Dec 1, 2010

2010/12/01


Pell, M.D. (2001). Influence of emotion and focus location on prosody in matched statements and questions. Journal of the Acoustical Society of America, 109 (4), 1668–1680.

Presentation: Shelly
Summary: Thomas

The study investigates the influence of emotion, focus, and modality on the acoustic characteristics of speech. Ten participants were recruited to render sentences with all possible combinations of different sentence lengths, modalities, focus contexts, and emotions. Elicitation of different emotions and focus contexts involves presenting adequate scenarios to the participants with short passages or explanations by the experimenter. The evaluation of the rendition of emotions was only done for the declarative utterances; eight of the participants’ rendition passed the evaluation, all of which were used for subsequent analyses. As for the acoustic analyses, the measures on time contain normalized vowel duration and speech rate, and the measures on pitch include mean F0 and F0 range of words and sentences. Results on the interaction between focus and modality showed that focused words were generally longer. Yet, other patterns such as post-focus reduction and higher pitch for focused words were only observed in statements, not in questions, which might suggest a limitation on the acoustic cues for focus in questions.

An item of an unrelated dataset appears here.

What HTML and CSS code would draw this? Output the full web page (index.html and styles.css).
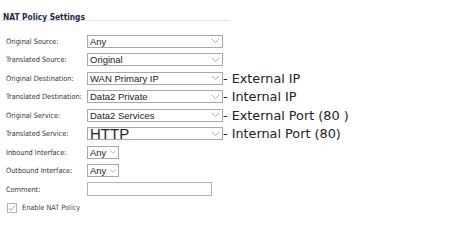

As for the effect of focus and sentence length, it was observed that in short sentences, the lengthening of the final focus and the raising of terminal pitch were higher than in long sentences. When emotions came into play, it was found that focused words showed the highest pitch in a happy tone and lowest in a sad tone. It was also found that when a question contained focus, be it final or initial focus, the F0 difference of the focus among renditions of different emotions was erased. This finding revealed speakers’ constrained manipulation of acoustic cues when focus, emotion, and modality are considered together.